Preemption by Federal Law
In its analysis, the court noted that several of the plaintiff's claims were preempted by federal law, specifically the Home Owners' Loan Act (HOLA). The court pointed out that claims regarding "imprudent underwriting" and various disclosure requirements were subject to HOLA's regulatory framework, which superseded state law claims. As a result, the court determined that the plaintiff's allegations of inappropriate lending practices and failure to provide disclosures were preempted and thus not actionable against the defendants. This preemption further invalidated the plaintiff's arguments, making it clear that those claims could not proceed in the context of state law.
Statute of Limitations
The court also addressed the issue of timeliness, highlighting that some of the claims were barred by the applicable statutes of limitations. Specifically, the court found that any claims under TILA were time-barred due to the one-year statute of limitations, as the plaintiff did not file his complaint until over five years after obtaining the loan. Despite the possibility of equitable tolling, the court noted that the plaintiff failed to allege any facts that would support its applicability in this case. Consequently, the court ruled that the failure to file within the statutory timeframe further weakened the plaintiff's position and justified dismissal of those claims.

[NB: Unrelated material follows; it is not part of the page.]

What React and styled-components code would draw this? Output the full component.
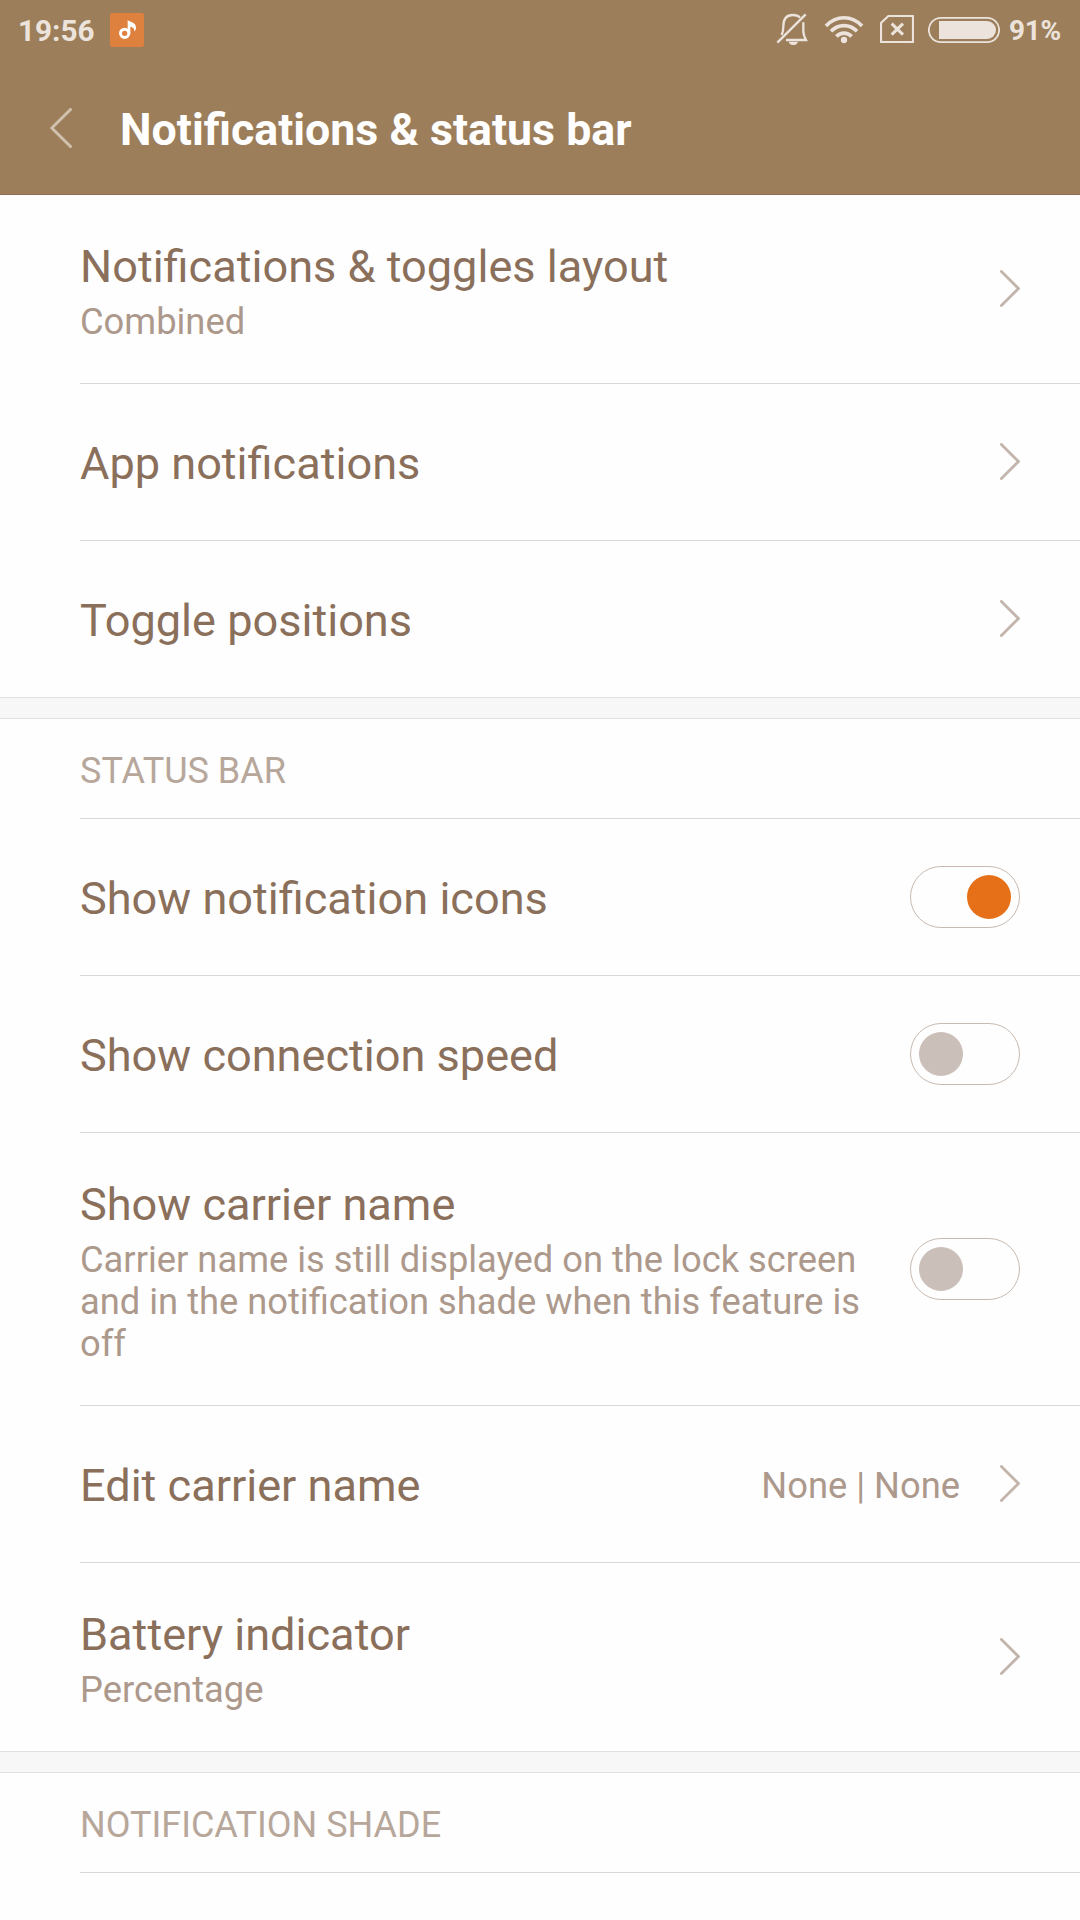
import styled, { createGlobalStyle } from "styled-components";

const GlobalStyle = createGlobalStyle`
    * {
        box-sizing: border-box;
        margin: 0;
        padding: 0;
    }
    body {
        background: #fefefe;
        font-family: Roboto, "Noto Sans", sans-serif;
        overflow: hidden;
    }
`;

const Screen = styled.main`
    width: 1080px;
    height: 1920px;
    overflow: hidden;
    background: #fefefe;
`;
const Top = styled.header`
    height: 195px;
    background: #9c7e5b;
    border-bottom: 1px solid #8f7050;
`;
const StatusBar = styled.div`
    height: 60px;
    padding: 12px 18px 0 18px;
    display: flex;
    justify-content: space-between;
    color: #ece4dc;
`;
const StatusGroup = styled.div`
    display: flex;
    align-items: flex-start;
    gap: ${({ $gap }) => $gap}px;
`;
const Clock = styled.span`
    width: 76px;
    font-size: 29.7px;
    font-weight: 700;
    line-height: 38px;
    white-space: nowrap;
`;
const Percent = styled.span`
    width: 53px;
    margin-left: -5px;
    font-size: 28px;
    font-weight: 700;
    line-height: 38px;
    letter-spacing: -0.3px;
    white-space: nowrap;
`;
const StatusIcon = styled.svg`
    display: block;
    height: 34px;
    flex: none;
`;
const MusicBadge = styled.span`
    width: 34px;
    height: 34px;
    margin-top: 1px;
    border-radius: 2px;
    background: #de803e;
    overflow: hidden;
`;
const TitleBar = styled.div`
    height: 134px;
    padding: 43px 0 0 50px;
    display: flex;
    align-items: flex-start;
`;
const BackIcon = styled.svg`
    display: block;
    width: 22px;
    height: 40px;
    margin: 5px 48px 0 0;
`;
const PageTitle = styled.h1`
    font-size: 44.7px;
    font-weight: 700;
    line-height: 54px;
    color: #fff;
    white-space: nowrap;
`;
const Section = styled.section`
    padding-left: 80px;
    border-bottom: 1px solid #e1e1e1;

    &:last-child {
        border-bottom: none;
    }
`;
const Gap = styled.div`
    height: 21px;
    background: #f7f7f7;
    border-bottom: 1px solid #e1e1e1;
`;
const SectionTitle = styled.h2`
    height: 100px;
    padding-top: 31px;
    border-bottom: 1px solid #d9d9d9;
    color: #b7a79b;
    font-size: 36px;
    font-weight: 400;
    line-height: 42px;
    text-transform: uppercase;
`;
const Row = styled.div`
    display: flex;
    align-items: center;
    padding-right: 60px;
    border-bottom: 1px solid #d9d9d9;

    &:last-child {
        border-bottom: none;
    }
`;
const Label = styled.div`
    flex: 1;
    padding: ${({ $tall }) => ($tall ? "45px 0 40px" : "53px 0 49px")};
`;
const Name = styled.p`
    font-size: 45.1px;
    line-height: 54px;
    color: #8a6f5b;
`;
const Note = styled.p`
    width: 790px;
    margin-top: 7px;
    font-size: 36.3px;
    line-height: 42px;
    color: #ac998c;
`;
const Value = styled.span`
    padding-top: 4px;
    margin-right: 40px;
    font-size: 36.3px;
    line-height: 42px;
    color: #ac998c;
`;
const ArrowIcon = styled.svg`
    display: block;
    width: 20px;
    height: 37px;
    margin-bottom: 1px;
    flex: none;
`;
const Switch = styled.button`
    width: 110px;
    height: 62px;
    padding: 0 8px;
    display: flex;
    flex: none;
    align-items: center;
    justify-content: ${({ $on }) => ($on ? "flex-end" : "flex-start")};
    border: 1px solid #c8bab0;
    border-radius: 31px;
    background: transparent;
`;
const Knob = styled.span`
    width: 44px;
    height: 44px;
    border-radius: 50%;
    background: ${({ $on }) => ($on ? "#e57017" : "#cabfb9")};
`;

function Arrow() {
    return (
        <ArrowIcon viewBox="0 0 20 37" fill="none" stroke="#c3b5ab" strokeWidth="2.8" strokeLinecap="round">
            <path d="M1.4 1.4 18.4 18.5 1.4 35.6" />
        </ArrowIcon>
    );
}

function Setting({ name, note, value, toggle }) {
    return (
        <Row>
            <Label $tall={!!note}>
                <Name>{name}</Name>
                {note && <Note>{note}</Note>}
            </Label>
            {value && <Value>{value}</Value>}
            {toggle === undefined ? (
                <Arrow />
            ) : (
                <Switch type="button" role="switch" aria-checked={toggle} aria-label={name} $on={toggle}>
                    <Knob $on={toggle} />
                </Switch>
            )}
        </Row>
    );
}

function StatusIcons() {
    return (
        <>
            <StatusGroup $gap={16}>
                <StatusIcon viewBox="48 36 96 102" width="32" fill="none" stroke="currentColor" strokeWidth="7">
                    <path d="M65 105 C69 97 70 91 70 79 C70 57 80 45 98 45 C108 45 115 47 120 53" />
                    <path d="M130 67 L130 94 C130 106 134 112 138 120 L78 120" />
                    <path d="M52 128 137 43" />
                    <path d="M86 125 L114 125 C112 132 107 135 100 135 C93 135 88 132 86 125Z" fill="currentColor" stroke="none" />
                </StatusIcon>
                <StatusIcon viewBox="192 36 120 102" width="40" fill="none" stroke="currentColor" strokeWidth="11">
                    <path d="M198 78 C228 45 276 45 306 78" />
                    <path d="M213 94 C235 71 269 71 291 94" />
                    <path d="M229 109 C242 96 262 96 275 109" />
                    <circle cx="252" cy="120" r="9.5" fill="currentColor" stroke="none" />
                </StatusIcon>
                <StatusIcon viewBox="360 36 102 102" width="34" fill="none" stroke="currentColor" strokeWidth="6.5">
                    <path d="M385 48 L459 48 L459 126 L363 126 L363 69Z" strokeLinejoin="round" />
                    <path d="M395 71 429 104 M429 71 395 104" strokeWidth="9" />
                </StatusIcon>
            </StatusGroup>
            <StatusIcon viewBox="504 36 216 102" width="72">
                <rect x="506.5" y="53.5" width="211" height="73" rx="36.5" fill="none" stroke="currentColor" strokeWidth="5.5" />
                <path d="M537 63 H681 A27 27 0 0 1 681 117 H537Z" fill="currentColor" />
            </StatusIcon>
        </>
    );
}

function App() {
    return (
        <Screen>
            <GlobalStyle />
            <Top>
                <StatusBar>
                    <StatusGroup $gap={16}>
                        <Clock>19:56</Clock>
                        <MusicBadge>
                            <StatusIcon viewBox="330 39 102 102" width="34">
                                <circle cx="374" cy="100" r="12.5" fill="none" stroke="#fff" strokeWidth="9" />
                                <path d="M383 60 C388 66 408 66 408 83 C408 88 406 92 402 94 C404 86 399 81 391 81 L391 102 L383 94Z" fill="#fff" />
                            </StatusIcon>
                        </MusicBadge>
                    </StatusGroup>
                    <StatusGroup $gap={14}>
                        <StatusIcons />
                        <Percent>91%</Percent>
                    </StatusGroup>
                </StatusBar>
                <TitleBar>
                    <BackIcon viewBox="0 0 22 40" fill="none" stroke="#d0c1ae" strokeWidth="3" strokeLinecap="round" strokeLinejoin="round">
                        <path d="M20.5 1.5 1.8 20 20.5 38.5" />
                    </BackIcon>
                    <PageTitle>Notifications &amp; status bar</PageTitle>
                </TitleBar>
            </Top>
            <Section>
                <Setting name="Notifications & toggles layout" note="Combined" />
                <Setting name="App notifications" />
                <Setting name="Toggle positions" />
            </Section>
            <Gap />
            <Section>
                <SectionTitle>Status bar</SectionTitle>
                <Setting name="Show notification icons" toggle={true} />
                <Setting name="Show connection speed" toggle={false} />
                <Setting
                    name="Show carrier name"
                    note="Carrier name is still displayed on the lock screen and in the notification shade when this feature is off"
                    toggle={false}
                />
                <Setting name="Edit carrier name" value="None | None" />
                <Setting name="Battery indicator" note="Percentage" />
            </Section>
            <Gap />
            <Section>
                <SectionTitle>Notification shade</SectionTitle>
            </Section>
        </Screen>
    );
}

export default App;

Heightened Pleading Standards
Additionally, the court emphasized the necessity of meeting heightened pleading standards, particularly for claims alleging fraud or deceptive practices. The plaintiff's allegations regarding elder abuse and other fraudulent representations did not satisfy the requirements set forth by Federal Rule of Civil Procedure 9(b), which mandates that fraud claims must detail the who, what, when, where, and how of the misconduct. The court pointed out that the plaintiff's claims were vague and lacked specificity, failing to establish a plausible claim for relief. This deficiency in the plaintiff's pleadings further supported the court's decision to grant the motion to dismiss due to insufficient factual allegations.